Large numbers of people still don't know what Jeremy Corbyn stands for, and those that do don't feel he shares their concerns
With Jeremy Corbyn convincingly re-elected leader of the Labour party, the political narrative will now shift away from Labour infighting and back towards the battle between the Prime Minister and Leader of the Opposition for the approval of the public.
New YouGov research shows just how much work Jeremy Corbyn still has to put in with the public. The results highlight not just that Corbyn is seen as out of touch with public concerns, but also the extent to which he has failed to articulate what he stands for. Despite the fact that Jeremy Corbyn has been leader for a year now, and has had the media attention that two leadership debates affords him, more than a third (37%) of the public still say they don’t know what issues are most important to him.
Among those who say they know what is important to Corbyn’s Labour, the top five include reducing poverty (24%), welfare benefits (21%), health (17%), nuclear weapons (15%) and housing (14%). Brexit – the most important issue to the general public at 55% – came in joint sixth on this list at just 13%.
By contrast, Theresa May is seen as being much closer to the general public. She is seen as sharing the top two priorities of the general public – Brexit and immigration – and she is seen to be similarly concerned about the economy.

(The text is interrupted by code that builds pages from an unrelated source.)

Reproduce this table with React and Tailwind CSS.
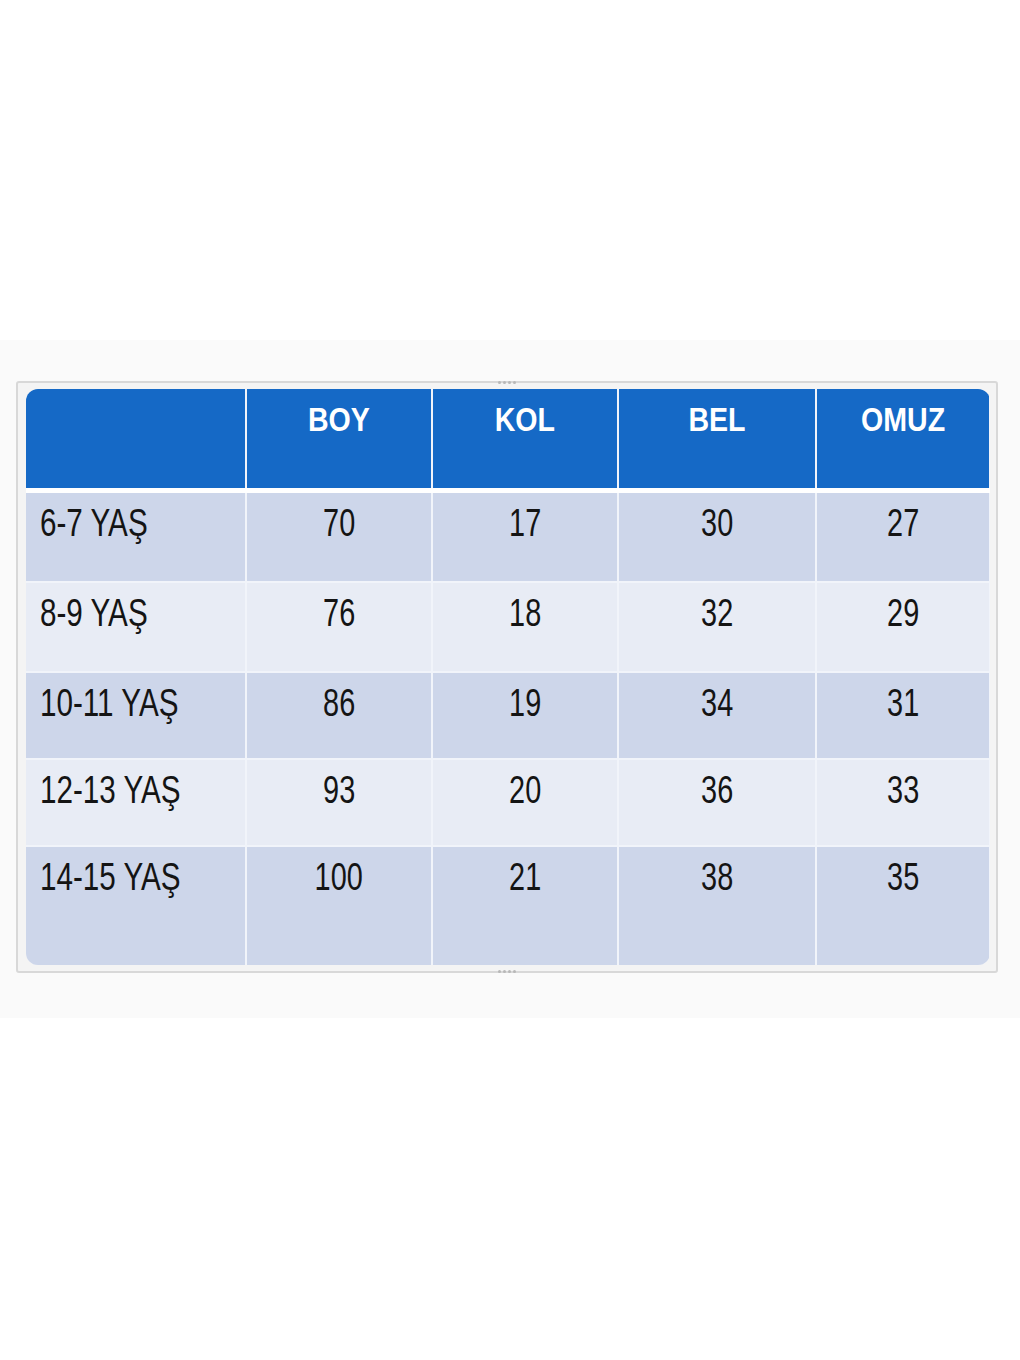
const columns = ["", "BOY", "KOL", "BEL", "OMUZ"];

const rows = [
  { label: "6-7 YAŞ", values: ["70", "17", "30", "27"], h: "h-[88px]", bg: "bg-[#cdd6ea]" },
  { label: "8-9 YAŞ", values: ["76", "18", "32", "29"], h: "h-[88px]", bg: "bg-[#e8ecf5]" },
  { label: "10-11 YAŞ", values: ["86", "19", "34", "31"], h: "h-[85px]", bg: "bg-[#cdd6ea]" },
  { label: "12-13 YAŞ", values: ["93", "20", "36", "33"], h: "h-[85px]", bg: "bg-[#e8ecf5]" },
  { label: "14-15 YAŞ", values: ["100", "21", "38", "35"], h: "h-[118px]", bg: "bg-[#cdd6ea]" },
];

const grid = "grid grid-cols-[219px_184px_184px_196px_172px] gap-x-[2px]";

function Handle({ className }) {
  return (
    <div className={"absolute flex gap-[2px] " + className}>
      <span className="h-[3px] w-[3px] rounded-full bg-[#b8b8b8]" />
      <span className="h-[3px] w-[3px] rounded-full bg-[#b8b8b8]" />
      <span className="h-[3px] w-[3px] rounded-full bg-[#b8b8b8]" />
      <span className="h-[3px] w-[3px] rounded-full bg-[#b8b8b8]" />
    </div>
  );
}

export default function App() {
  return (
    <main
      className="h-[1360px] w-[1020px] bg-white pt-[340px]"
      style={{ fontFamily: '"Liberation Sans", Arial, sans-serif' }}
    >
      <section className="h-[678px] bg-[#fafafa] pt-[41px] pl-[16px]">
        <div className="relative w-[982px] rounded-[3px] border-2 border-[#d8d8d8] bg-[#f4f4f4] pt-[6px] pb-[6px] pl-[8px] pr-[6px]">
          <Handle className="left-1/2 -top-[2px] -translate-x-1/2" />
          <Handle className="left-1/2 -bottom-[2px] -translate-x-1/2" />

          <div className="overflow-hidden rounded-[12px] bg-[#f1f4fa]">
            {/* header */}
            <div className={grid + " h-[99px]"}>
              {columns.map((c, i) => (
                <div
                  key={i}
                  className="bg-[#1569c6] pt-[13px] text-center text-[34px] leading-none font-bold text-white"
                >
                  <span className="inline-block origin-center scale-x-[0.84]">{c}</span>
                </div>
              ))}
            </div>
            <div className="h-[5px] bg-white" />

            <div className="flex flex-col gap-y-[2px]">
              {rows.map((r) => (
                <div key={r.label} className={grid + " " + r.h}>
                  <div className={r.bg + " pt-[11px] pl-[14px] text-[38px] leading-none text-[#141414]"}>
                    <span className="inline-block origin-left scale-x-[0.78] whitespace-nowrap">{r.label}</span>
                  </div>
                  {r.values.map((v, i) => (
                    <div
                      key={i}
                      className={r.bg + " pt-[11px] text-center text-[38px] leading-none text-[#141414]"}
                    >
                      <span className="inline-block origin-center scale-x-[0.76]">{v}</span>
                    </div>
                  ))}
                </div>
              ))}
            </div>
          </div>
        </div>
      </section>
    </main>
  );
}
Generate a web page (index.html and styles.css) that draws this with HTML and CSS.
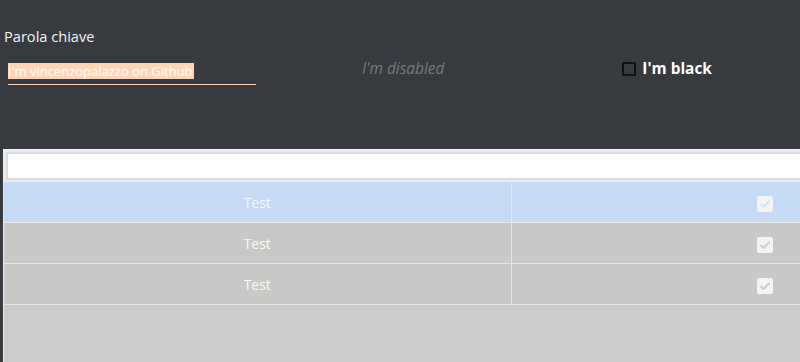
FILE: index.html
```html
<!DOCTYPE html>
<html lang="en">
<head>
    <meta charset="UTF-8">
    <meta name="viewport" content="width=device-width, initial-scale=1.0">
    <title>Parola chiave</title>
    <link rel="stylesheet" href="styles.css">
</head>
<body>
    <div class="form">
        <div class="label">Parola chiave</div>
        <div class="fields">
            <div class="text-field">
                <span class="selected">I'm vincenzopalazzo on Github</span>
            </div>
            <div class="disabled-field">I'm disabled</div>
            <label class="check-field">
                <span class="box"></span>
                <span class="check-label">I'm black</span>
            </label>
        </div>
    </div>

    <div class="panel">
        <div class="search"></div>
        <div class="table-area">
            <table class="grid">
                <tr class="selected-row">
                    <td>Test</td>
                    <td><span class="tick"><svg width="12" height="10" viewBox="0 0 12 10"><path d="M1.5 5.2 L4.5 8 L10.5 1.8" fill="none" stroke-width="1.8"/></svg></span></td>
                </tr>
                <tr>
                    <td>Test</td>
                    <td><span class="tick"><svg width="12" height="10" viewBox="0 0 12 10"><path d="M1.5 5.2 L4.5 8 L10.5 1.8" fill="none" stroke-width="1.8"/></svg></span></td>
                </tr>
                <tr>
                    <td>Test</td>
                    <td><span class="tick"><svg width="12" height="10" viewBox="0 0 12 10"><path d="M1.5 5.2 L4.5 8 L10.5 1.8" fill="none" stroke-width="1.8"/></svg></span></td>
                </tr>
            </table>
        </div>
    </div>
</body>
</html>
```

FILE: styles.css
```css
html, body {
    margin: 0;
    height: 100%;
    overflow: hidden;
}
body {
    background-color: #373a3e;
    font-family: "Open Sans", "Noto Sans", sans-serif;
    font-size: 14px;
    color: #f4f4f4;
}
.form {
    padding-top: 26px;
    height: 149px;
    box-sizing: border-box;
}
.label {
    padding-left: 4px;
    line-height: 20px;
    font-size: 14.6px;
}
.fields {
    display: flex;
    align-items: flex-start;
    margin-top: 15px;
}
.text-field {
    margin-left: 8px;
    width: 248px;
    height: 23px;
    border-bottom: 1px solid #ffd0b0;
}
.selected {
    display: inline-block;
    background-color: #ffd5b8;
    color: #fff;
    font-size: 13px;
    line-height: 16px;
    padding-right: 1px;
}
.disabled-field {
    margin-left: 106px;
    font-style: italic;
    font-size: 15.4px;
    color: #777a7c;
    line-height: 16px;
}
.check-field {
    display: flex;
    align-items: center;
    margin-left: 178px;
    margin-top: -1px;
    gap: 6px;
}
.box {
    width: 10px;
    height: 10px;
    border: 2px solid #111;
    border-radius: 1px;
}
.check-label {
    font-weight: bold;
    font-size: 15.4px;
    color: #fff;
    line-height: 18px;
}
.panel {
    height: calc(100% - 149px);
    margin-left: 3px;
    background-color: #ececec;
    border-top: 1px solid #f6f6f6;
    padding: 2px 0 0 3px;
    box-sizing: border-box;
}
.search {
    height: 28px;
    border: 2px solid #dcdcdc;
    border-right: none;
    background-color: #fff;
    box-sizing: border-box;
}
.table-area {
    margin-top: 2px;
    margin-left: -2px;
    height: calc(100% - 30px);
    background-color: #cbcbcb;
}
.grid {
    border-collapse: collapse;
    width: 1014px;
}
.grid td {
    width: 50%;
    height: 40px;
    padding: 0;
    text-align: center;
    background-color: #c8c9c7;
    border-bottom: 1px solid #e6e6e6;
    border-left: 1px solid #e6e6e6;
    color: #f8f8f8;
}
.grid td:first-child {
    border-left: none;
}
.grid .selected-row td {
    background-color: #c4daf5;
}
.tick {
    display: inline-flex;
    justify-content: center;
    align-items: center;
    width: 16px;
    height: 16px;
    border-radius: 2px;
    background-color: #f4f4f4;
    vertical-align: middle;
}
.tick path {
    stroke: #cacaca;
}
.selected-row .tick path {
    stroke: #cfe0f6;
}
```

She is, however, seen as being far less concerned about health (11%) and housing (5%) – despite the fact that these are not just top five concerns for all voters but also Conservative voters.
Of course, when the time comes the public will decide who to vote for based on personality as much as policy. Corbyn suffers here too though – on each of the five measures we asked people to judge himself and Theresa May, he came second each time, often resoundingly.
The positive attribute most associated with Corbyn was likeability, but even in this measure Theresa May beats him 36% to 34%. On leadership issues like strength and decisiveness, May leads Corbyn by margins of more than 30 points.
A note of caution must be sounded – the Prime Minister is still new in the eyes of the voters, and opinions will still be in the process of being made. Nonetheless, Corbyn still has a lot of ground to make up with the voters.